Task requirements
Would you repeat the listing exactly but omit every picture?

Dataset extract
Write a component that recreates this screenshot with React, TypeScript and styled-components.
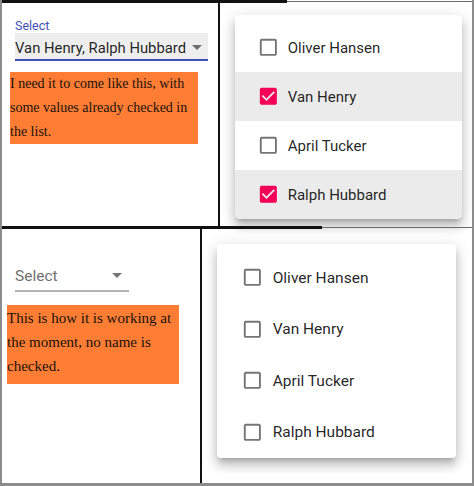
import React from 'react'
import styled, {createGlobalStyle} from 'styled-components'

const GlobalStyle = createGlobalStyle`
  html, body {
    margin: 0;
    padding: 0;
    background: #fff;
  }
  body {
    font-family: Roboto, "Noto Sans", Arial, sans-serif;
  }
`

const Frame = styled.div`
  box-sizing: border-box;
  width: 474px;
  height: 486px;
  border-left: 2px solid #8c8c8c;
  border-right: 2px solid #8c8c8c;
  border-bottom: 3px solid #8c8c8c;
  display: grid;
  grid-template-rows: 3px 223px 3px 1fr;
  overflow: hidden;
`
const Rule = styled.div<{$black: number}>`
  background:
    linear-gradient(#111, #111) no-repeat 0 0 / ${p => p.$black}px 3px,
    linear-gradient(#6a6a6a, #6a6a6a) no-repeat 0 1px / 100% 1px;
`
const Row = styled.div`
  display: flex;
  min-height: 0;
`
const Panel = styled.div<{$width?: number, $pad: string}>`
  box-sizing: border-box;
  flex: ${p => p.$width ? `0 0 ${p.$width}px` : '1 1 auto'};
  padding: ${p => p.$pad};
  border-right: ${p => p.$width ? '2px solid #111' : 'none'};
  display: flex;
  flex-direction: column;
  align-items: flex-start;
`

// select field
const Field = styled.div`
  margin-left: 13px;
  display: flex;
  flex-direction: column;
`
const Label = styled.label`
  font-size: 12.5px;
  line-height: 14px;
  color: #3f51b5;
`
const SelectBox = styled.div<{$width: number, $focused?: boolean}>`
  box-sizing: border-box;
  width: ${p => p.$width}px;
  display: flex;
  align-items: center;
  justify-content: space-between;
  padding: ${p => p.$focused ? '3px 6px 0 0' : '2px 7px 0 0'};
  height: ${p => p.$focused ? 28 : 33}px;
  background: ${p => p.$focused ? 'rgba(0, 0, 0, 0.065)' : 'transparent'};
  border-bottom: 2px solid ${p => p.$focused ? '#3f51b5' : '#b3b3b3'};
`
const Value = styled.span<{$placeholder?: boolean}>`
  font-size: ${p => p.$placeholder ? 15.5 : 14.8}px;
  line-height: 20px;
  color: ${p => p.$placeholder ? '#717171' : 'rgba(0, 0, 0, 0.87)'};
  white-space: nowrap;
`
const Arrow = () => (
    <svg width="10" height="5" viewBox="0 0 10 5">
        <path d="M0 0l5 5 5-5z" fill="rgba(0,0,0,0.54)"/>
    </svg>
)

// orange note
const Note = styled.p<{$inset: number, $width: number, $size: number, $pad?: string}>`
  margin: 0 0 0 ${p => p.$inset}px;
  width: ${p => p.$width}px;
  box-sizing: border-box;
  padding: ${p => p.$pad || '0'};
  background: #fd7d34;
  color: #1a120c;
  font-family: "Liberation Serif", "Times New Roman", serif;
  font-size: ${p => p.$size}px;
  line-height: 24px;
`

// menu
const Paper = styled.ul<{$width: number, $margin: string, $padBottom: number}>`
  list-style: none;
  margin: ${p => p.$margin};
  padding: 8px 0 ${p => p.$padBottom}px;
  width: ${p => p.$width}px;
  background: #fff;
  border-radius: 4px;
  box-shadow: 0 5px 5px -3px rgba(0, 0, 0, 0.2),
              0 8px 10px 1px rgba(0, 0, 0, 0.14),
              0 3px 14px 2px rgba(0, 0, 0, 0.12);
`
const Item = styled.li<{$height: number, $inset: number, $gap: number, $size: number, $selected?: boolean}>`
  display: flex;
  align-items: center;
  gap: ${p => p.$gap}px;
  height: ${p => p.$height}px;
  padding-left: ${p => p.$inset}px;
  background: ${p => p.$selected ? 'rgba(0, 0, 0, 0.08)' : 'transparent'};
  font-size: ${p => p.$size}px;
  color: rgba(0, 0, 0, 0.87);
`
const Check = ({checked}: {checked: boolean}) => (
    <svg width="22.7" height="22.7" viewBox="0 0 24 24">
        {checked ? (
            <path fill="#f50057"
                  d="M19 3H5c-1.11 0-2 .9-2 2v14c0 1.1.89 2 2 2h14c1.11 0 2-.9 2-2V5c0-1.1-.89-2-2-2zm-9 14l-5-5 1.41-1.41L10 14.17l7.59-7.59L19 8l-9 9z"/>
        ) : (
            <path fill="rgba(0,0,0,0.54)"
                  d="M19 5v14H5V5h14m0-2H5c-1.1 0-2 .9-2 2v14c0 1.1.9 2 2 2h14c1.1 0 2-.9 2-2V5c0-1.1-.9-2-2-2z"/>
        )}
    </svg>
)

const names = ['Oliver Hansen', 'Van Henry', 'April Tucker', 'Ralph Hubbard']

type MenuProps = {
    checked: string[],
    width: number,
    margin: string,
    padBottom: number,
    rowHeight: number,
    inset: number,
    gap: number,
    size: number
}
const Menu: React.FC<MenuProps> = ({checked, width, margin, padBottom, rowHeight, inset, gap, size}) => (
    <Paper $width={width} $margin={margin} $padBottom={padBottom}>
        {names.map(name => {
            const on = checked.includes(name)
            return (
                <Item key={name} $height={rowHeight} $inset={inset} $gap={gap} $size={size} $selected={on}>
                    <Check checked={on}/>
                    <span>{name}</span>
                </Item>
            )
        })}
    </Paper>
)

const App: React.FC = () => {
    const wanted = ['Van Henry', 'Ralph Hubbard']
    return (
        <>
            <GlobalStyle/>
            <Frame>
                <Rule $black={285}/>
                <Row>
                    <Panel $width={218} $pad="16px 0 0 0">
                        <Field>
                            <Label>Select</Label>
                            <SelectBox $width={193} $focused>
                                <Value>{wanted.join(', ')}</Value>
                                <Arrow/>
                            </SelectBox>
                        </Field>
                        <Note $inset={8} $width={188} $size={14} style={{marginTop: 11}}>
                            I need it to come like this, with some values already checked in the list.
                        </Note>
                    </Panel>
                    <Panel $pad="0">
                        <Menu checked={wanted} width={227} margin="12px 0 0 15px" padBottom={0}
                              rowHeight={49} inset={22} gap={8} size={15}/>
                    </Panel>
                </Row>
                <Rule $black={320}/>
                <Row>
                    <Panel $width={200} $pad="30px 0 0 0">
                        <Field>
                            <SelectBox $width={114}>
                                <Value $placeholder>Select</Value>
                                <Arrow/>
                            </SelectBox>
                        </Field>
                        <Note $inset={5} $width={172} $size={15} $pad="1px 0 6px" style={{marginTop: 13}}>
                            This is how it is working at the moment, no name is checked.
                        </Note>
                    </Panel>
                    <Panel $pad="0">
                        <Menu checked={[]} width={239} margin="15px 0 0 15px" padBottom={0}
                              rowHeight={51.5} inset={24} gap={9} size={15.5}/>
                    </Panel>
                </Row>
            </Frame>
        </>
    )
}

export default App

Exercise result
Write a component that recreates this screenshot with React, TypeScript and styled-components.
import React from 'react'
import styled, {createGlobalStyle} from 'styled-components'

const GlobalStyle = createGlobalStyle`
  html, body {
    margin: 0;
    padding: 0;
    background: #fff;
  }
  body {
    font-family: Roboto, "Noto Sans", Arial, sans-serif;
  }
`

const Frame = styled.div`
  box-sizing: border-box;
  width: 474px;
  height: 486px;
  border-left: 2px solid #8c8c8c;
  border-right: 2px solid #8c8c8c;
  border-bottom: 3px solid #8c8c8c;
  display: grid;
  grid-template-rows: 3px 223px 3px 1fr;
  overflow: hidden;
`
const Rule = styled.div<{$black: number}>`
  background:
    linear-gradient(#111, #111) no-repeat 0 0 / ${p => p.$black}px 3px,
    linear-gradient(#6a6a6a, #6a6a6a) no-repeat 0 1px / 100% 1px;
`
const Row = styled.div`
  display: flex;
  min-height: 0;
`
const Panel = styled.div<{$width?: number, $pad: string}>`
  box-sizing: border-box;
  flex: ${p => p.$width ? `0 0 ${p.$width}px` : '1 1 auto'};
  padding: ${p => p.$pad};
  border-right: ${p => p.$width ? '2px solid #111' : 'none'};
  display: flex;
  flex-direction: column;
  align-items: flex-start;
`

// select field
const Field = styled.div`
  margin-left: 13px;
  display: flex;
  flex-direction: column;
`
const Label = styled.label`
  font-size: 12.5px;
  line-height: 14px;
  color: #3f51b5;
`
const SelectBox = styled.div<{$width: number, $focused?: boolean}>`
  box-sizing: border-box;
  width: ${p => p.$width}px;
  display: flex;
  align-items: center;
  justify-content: space-between;
  padding: ${p => p.$focused ? '3px 6px 0 0' : '2px 7px 0 0'};
  height: ${p => p.$focused ? 28 : 33}px;
  background: ${p => p.$focused ? 'rgba(0, 0, 0, 0.065)' : 'transparent'};
  border-bottom: 2px solid ${p => p.$focused ? '#3f51b5' : '#b3b3b3'};
`
const Value = styled.span<{$placeholder?: boolean}>`
  font-size: ${p => p.$placeholder ? 15.5 : 14.8}px;
  line-height: 20px;
  color: ${p => p.$placeholder ? '#717171' : 'rgba(0, 0, 0, 0.87)'};
  white-space: nowrap;
`
const Arrow = () => (
    <svg width="10" height="5" viewBox="0 0 10 5">
        <path d="M0 0l5 5 5-5z" fill="rgba(0,0,0,0.54)"/>
    </svg>
)

// orange note
const Note = styled.p<{$inset: number, $width: number, $size: number, $pad?: string}>`
  margin: 0 0 0 ${p => p.$inset}px;
  width: ${p => p.$width}px;
  box-sizing: border-box;
  padding: ${p => p.$pad || '0'};
  background: #fd7d34;
  color: #1a120c;
  font-family: "Liberation Serif", "Times New Roman", serif;
  font-size: ${p => p.$size}px;
  line-height: 24px;
`

// menu
const Paper = styled.ul<{$width: number, $margin: string, $padBottom: number}>`
  list-style: none;
  margin: ${p => p.$margin};
  padding: 8px 0 ${p => p.$padBottom}px;
  width: ${p => p.$width}px;
  background: #fff;
  border-radius: 4px;
  box-shadow: 0 5px 5px -3px rgba(0, 0, 0, 0.2),
              0 8px 10px 1px rgba(0, 0, 0, 0.14),
              0 3px 14px 2px rgba(0, 0, 0, 0.12);
`
const Item = styled.li<{$height: number, $inset: number, $gap: number, $size: number, $selected?: boolean}>`
  display: flex;
  align-items: center;
  gap: ${p => p.$gap}px;
  height: ${p => p.$height}px;
  padding-left: ${p => p.$inset}px;
  background: ${p => p.$selected ? 'rgba(0, 0, 0, 0.08)' : 'transparent'};
  font-size: ${p => p.$size}px;
  color: rgba(0, 0, 0, 0.87);
`
const Check = ({checked}: {checked: boolean}) => (
    <svg width="22.7" height="22.7" viewBox="0 0 24 24">
        {checked ? (
            <path fill="#f50057"
                  d="M19 3H5c-1.11 0-2 .9-2 2v14c0 1.1.89 2 2 2h14c1.11 0 2-.9 2-2V5c0-1.1-.89-2-2-2zm-9 14l-5-5 1.41-1.41L10 14.17l7.59-7.59L19 8l-9 9z"/>
        ) : (
            <path fill="rgba(0,0,0,0.54)"
                  d="M19 5v14H5V5h14m0-2H5c-1.1 0-2 .9-2 2v14c0 1.1.9 2 2 2h14c1.1 0 2-.9 2-2V5c0-1.1-.9-2-2-2z"/>
        )}
    </svg>
)

const names = ['Oliver Hansen', 'Van Henry', 'April Tucker', 'Ralph Hubbard']

type MenuProps = {
    checked: string[],
    width: number,
    margin: string,
    padBottom: number,
    rowHeight: number,
    inset: number,
    gap: number,
    size: number
}
const Menu: React.FC<MenuProps> = ({checked, width, margin, padBottom, rowHeight, inset, gap, size}) => (
    <Paper $width={width} $margin={margin} $padBottom={padBottom}>
        {names.map(name => {
            const on = checked.includes(name)
            return (
                <Item key={name} $height={rowHeight} $inset={inset} $gap={gap} $size={size} $selected={on}>
                    <Check checked={on}/>
                    <span>{name}</span>
                </Item>
            )
        })}
    </Paper>
)

const App: React.FC = () => {
    const wanted = ['Van Henry', 'Ralph Hubbard']
    return (
        <>
            <GlobalStyle/>
            <Frame>
                <Rule $black={285}/>
                <Row>
                    <Panel $width={218} $pad="16px 0 0 0">
                        <Field>
                            <Label>Select</Label>
                            <SelectBox $width={193} $focused>
                                <Value>{wanted.join(', ')}</Value>
                                <Arrow/>
                            </SelectBox>
                        </Field>
                        <Note $inset={8} $width={188} $size={14} style={{marginTop: 11}}>
                            I need it to come like this, with some values already checked in the list.
                        </Note>
                    </Panel>
                    <Panel $pad="0">
                        <Menu checked={wanted} width={227} margin="12px 0 0 15px" padBottom={0}
                              rowHeight={49} inset={22} gap={8} size={15}/>
                    </Panel>
                </Row>
                <Rule $black={320}/>
                <Row>
                    <Panel $width={200} $pad="30px 0 0 0">
                        <Field>
                            <SelectBox $width={114}>
                                <Value $placeholder>Select</Value>
                                <Arrow/>
                            </SelectBox>
                        </Field>
                        <Note $inset={5} $width={172} $size={15} $pad="1px 0 6px" style={{marginTop: 13}}>
                            This is how it is working at the moment, no name is checked.
                        </Note>
                    </Panel>
                    <Panel $pad="0">
                        <Menu checked={[]} width={239} margin="15px 0 0 15px" padBottom={0}
                              rowHeight={51.5} inset={24} gap={9} size={15.5}/>
                    </Panel>
                </Row>
            </Frame>
        </>
    )
}

export default App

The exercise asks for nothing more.